It’s the oldest story in the book: boy meets girl, boy loses girl in freak lawnmower accident, boy rebuilds girl using the mismatched body parts of dead prostitutes…well, maybe Frankenhooker (1990) isn’t the oldest story in the book, but it is an entertaining one.
Jeffrey Franken (James Lorinz) is a lucky guy. His life might not be perfect―he’s been kicked out of three medical schools and still lives at home in New Jersey with his mother (Louise Lasser, far, far away from Mary Hartman)―but at least he’s found a loving fiancée, Elizabeth Shelley (Patty Mullen). Jeffrey works as an electrician, but he keeps a lab in his mom’s garage, where he likes to tinker (i.e., conduct unusual medical experiments, one of which appears to be a living human brain embedded with a large eyeball).
How Jeffrey ever got a girl in the first place is a mystery. He’s a mumbling, antisocial shut-in who seems to care for nothing but his weird research. But he does love the slightly zaftig Elizabeth, and she loves him. Life is good. But, as you know, the universe has a way of throwing curveballs.
Faster than you can say “complicating incident,” Elizabeth is killed by a remote-controlled lawnmower run amok. But these things happen; what’s unusual is that not all of Elizabeth’s body parts can be located.
Cut (ahem) to Jeffrey’s garage/laboratory, where we find him excitedly promising Elizabeth’s decapitated head that he will find a way to rebuild her―to make her better (and sexier) than she was before. He has the technology. All he needs is the right parts.
A visit to New York and a pimp named Zorro provides Jeffrey with all the raw material he could possibly need, as well as an idea for humanely killing his feminine fodder. As we all know, prostitutes love crack cocaine. So, he buys some crack from Zorro (Editor’s note: That’s a phrase I never thought I’d write), and a little tinkering later―voila, super-crack! A couple hits of this and the hookers will peacefully fade away. Unfortunately, Jeffrey’s pharmacology skills are not on a par with his medical and electrical skills. This new crack doesn’t just blow your mind, it blows you up…literally.
Soon, Jeffrey is awash in detonated hookers and has all the body parts he could possibly use. Before long, he has Elizabeth sewn back together and reanimated. But as we all know, once they’ve died and come back, they’re never the same.
I don’t want to spoil the end of the flick for you, but as you can probably guess, all does not turn out well for our star-crossed lovers. But that doesn’t mean that there isn’t a glimmer of hope to close out the film.
Frank Henenlotter, director of such classics as Basket Case and Brain Damage, has given us a movie that’s rather imbalanced tonally. Frankenhooker is clearly meant to be a farce, but for the most part it’s played pretty straight. Also, the two leads seem to be in different films.
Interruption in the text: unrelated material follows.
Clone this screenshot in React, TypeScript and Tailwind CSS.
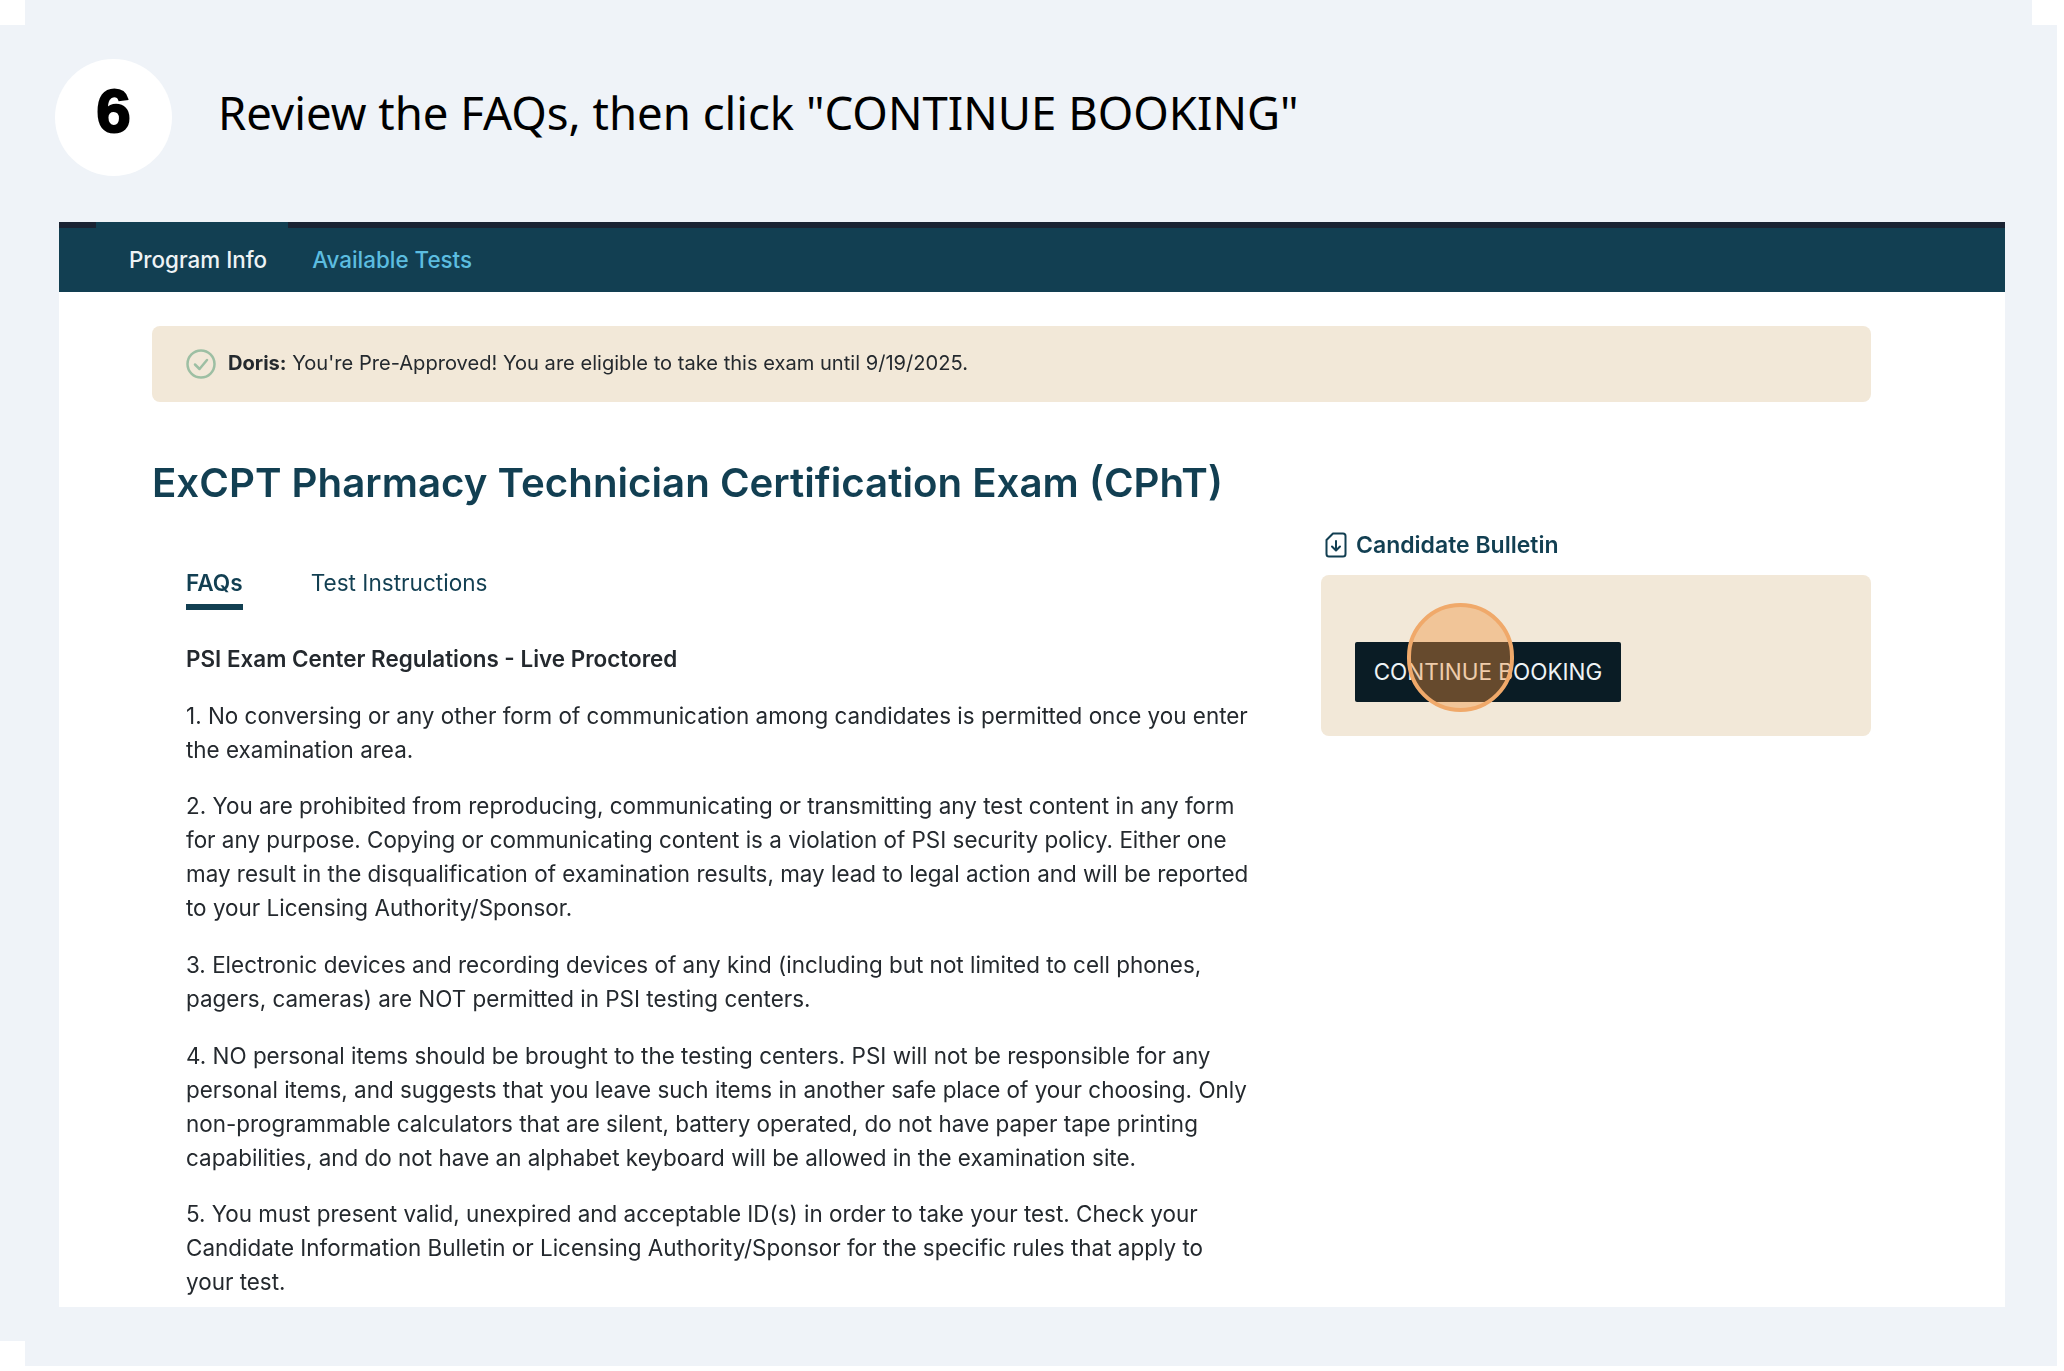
const paragraphs = [
  [
    "1. No conversing or any other form of communication among candidates is permitted once you enter",
    "the examination area.",
  ],
  [
    "2. You are prohibited from reproducing, communicating or transmitting any test content in any form",
    "for any purpose. Copying or communicating content is a violation of PSI security policy. Either one",
    "may result in the disqualification of examination results, may lead to legal action and will be reported",
    "to your Licensing Authority/Sponsor.",
  ],
  [
    "3. Electronic devices and recording devices of any kind (including but not limited to cell phones,",
    "pagers, cameras) are NOT permitted in PSI testing centers.",
  ],
  [
    "4. NO personal items should be brought to the testing centers. PSI will not be responsible for any",
    "personal items, and suggests that you leave such items in another safe place of your choosing. Only",
    "non-programmable calculators that are silent, battery operated, do not have paper tape printing",
    "capabilities, and do not have an alphabet keyboard will be allowed in the examination site.",
  ],
  [
    "5. You must present valid, unexpired and acceptable ID(s) in order to take your test. Check your",
    "Candidate Information Bulletin or Licensing Authority/Sponsor for the specific rules that apply to",
    "your test.",
  ],
]

const CheckIcon = () => (
  <svg width="30" height="30" viewBox="0 0 30 30" fill="none" className="shrink-0">
    <circle cx="15" cy="15" r="13.5" stroke="#9dbfa3" strokeWidth="2.5" />
    <path d="M9 15.5l4.5 4.5L21 11" stroke="#9dbfa3" strokeWidth="2.5" strokeLinecap="round" strokeLinejoin="round" />
  </svg>
)

const BulletinIcon = () => (
  <svg width="22" height="26" viewBox="0 0 22 26" fill="none" className="shrink-0">
    <path
      d="M8 1.5h10a2.5 2.5 0 0 1 2.5 2.5v18a2.5 2.5 0 0 1-2.5 2.5H4A2.5 2.5 0 0 1 1.5 22V8z"
      stroke="#123f52"
      strokeWidth="2"
      strokeLinejoin="round"
    />
    <path d="M11 9v9M7 14.5l4 4 4-4" stroke="#123f52" strokeWidth="2" strokeLinecap="round" strokeLinejoin="round" />
  </svg>
)

const App = () => {
  return (
    <div className="w-[2064px] h-[1371px] bg-white overflow-hidden font-['Inter',sans-serif]">
      <div className="relative w-[2057px] h-[1366px] bg-[#eff3f8] overflow-hidden">
        <div className="absolute left-0 top-0 w-[25px] h-[25px] bg-white" />
        <div className="absolute right-0 top-0 w-[25px] h-[25px] bg-white" />
        <div className="absolute left-0 bottom-0 w-[25px] h-[25px] bg-white" />

        <div className="flex items-center pt-[59px] pl-[55px]">
          <div className="flex items-center justify-center w-[117px] h-[117px] rounded-full bg-white">
            <span className="text-[62px] leading-none font-bold text-black font-['Liberation_Sans',sans-serif] -translate-y-[7px] [-webkit-text-stroke:2px_black]">
              6
            </span>
          </div>
          <h1 className="ml-[46px] -mt-[9px] text-[45.5px] leading-none text-black whitespace-nowrap font-['Noto_Sans',sans-serif]">
            Review the FAQs, then click "CONTINUE BOOKING"
          </h1>
        </div>

        <div className="ml-[59px] mt-[46px] w-[1946px] h-[1085px] bg-white overflow-hidden">
          <div className="blur-[0.4px]">
            <div className="relative h-[70px] bg-[#123f52]">
              <div className="flex h-[6px]">
                <div className="w-[37px] bg-[#1a2333]" />
                <div className="w-[192px]" />
                <div className="flex-1 bg-[#1a2333]" />
              </div>
              <div className="flex items-center h-[64px] pl-[70px] gap-[45px] text-[22.4px] font-medium">
                <span className="text-[#eef3f5]">Program Info</span>
                <span className="text-[#5cbde0]">Available Tests</span>
              </div>
            </div>

            <div className="pl-[93px] pr-[134px] pt-[34px]">
              <div className="flex items-center h-[76px] pl-[34px] gap-[12px] rounded-[8px] bg-[#f2e8d8] text-[20.1px] text-[#24292e]">
                <CheckIcon />
                <p className="-mt-[1px]">
                  <span className="font-bold">Doris:</span> You're Pre-Approved! You are eligible to take this exam until 9/19/2025.
                </p>
              </div>

              <h2 className="mt-[56px] text-[40.25px] leading-[50px] font-semibold text-[#123f52] whitespace-nowrap">
                ExCPT Pharmacy Technician Certification Exam (CPhT)
              </h2>

              <div className="flex justify-between">
                <div className="pl-[34px] pt-[58px]">
                  <div className="flex gap-[68px] text-[22.6px] text-[#123f52]">
                    <div className="font-semibold pb-[4px] border-b-[6px] border-[#123f52]">FAQs</div>
                    <div>Test Instructions</div>
                  </div>
                  <p className="mt-[32px] text-[22.45px] leading-[34px] font-semibold text-[#24292e]">
                    PSI Exam Center Regulations - Live Proctored
                  </p>
                  {paragraphs.map((lines, i) => (
                    <p key={i} className="mt-[22.7px] text-[22.45px] leading-[34px] text-[#24292e] whitespace-nowrap">
                      {lines.map((line, j) => (
                        <span key={j} className="block">
                          {line}
                        </span>
                      ))}
                    </p>
                  ))}
                </div>

                <div className="w-[550px] pt-[21px]">
                  <div className="flex items-center gap-[9px] pl-[4px] h-[32px] text-[23px] font-semibold text-[#123f52]">
                    <BulletinIcon />
                    <span>Candidate Bulletin</span>
                  </div>
                  <div className="relative mt-[14px] h-[161px] rounded-[8px] bg-[#f2e8d8] pt-[67px] pl-[34px]">
                    <button className="flex items-center justify-center w-[266px] h-[60px] rounded-[2px] bg-[#0a1c25] text-[22.5px] text-[#eef3f5]">
                      CONTINUE BOOKING
                    </button>
                    <div className="absolute left-[86px] top-[28px] w-[107px] h-[109px] rounded-full bg-[#f0913a]/40 border-[4px] border-[#f0a96a]" />
                  </div>
                </div>
              </div>
            </div>
          </div>
        </div>
      </div>
    </div>
  )
}

export default App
As Jeffrey, James Lorinz gives a rather earnest, method-y performance—kind of like Andrew McCarthy meets James Dean. But as Elizabeth/Frankenhooker, Patty Mullen is a hoot, all spastic expressions and Joisey accent, lumbering down the street trolling for a date. And a cameo by John Zacherle, one of the first horror movie hosts on television, feels like it belongs, well, on a television horror show.
So, Frankenhooker is something of a mixed bag, but that makes sense. I mean, it is made up of pieces that don’t quite fit. And who knows, maybe it’s supposed to feel that way. One thing’s for sure: They just don’t make ‘em like this anymore. Perhaps it’s because they can’t find the right parts.
~Theron Neel
“What’s in the basket?”
As children, Duane and Belial were quite happy as one, but their father insisted they be separated. And though the operation was a success—with Duane being the surviving entity, as they say in business—Belial was not disposed of effectively. So, of course, Duane retrieved Belial from the trash and stashed him in a basket. Belial then wreaked vengeance of a biblical sort on their father, and the boys were raised by their amazingly sympathetic aunt, who sensed their secret but told no one.
As you might expect, Duane and Belial’s tale spirals downward from there. In print, the plot of Basket Case seems grim, but onscreen it manages to be fairly amusing in a dismal way. While watching the movie, I got the feeling there was a subversive layer of symbolism at play. As I wondered earlier: what’s really in the basket? Could it be Duane’s repressed homosexuality? You be the judge.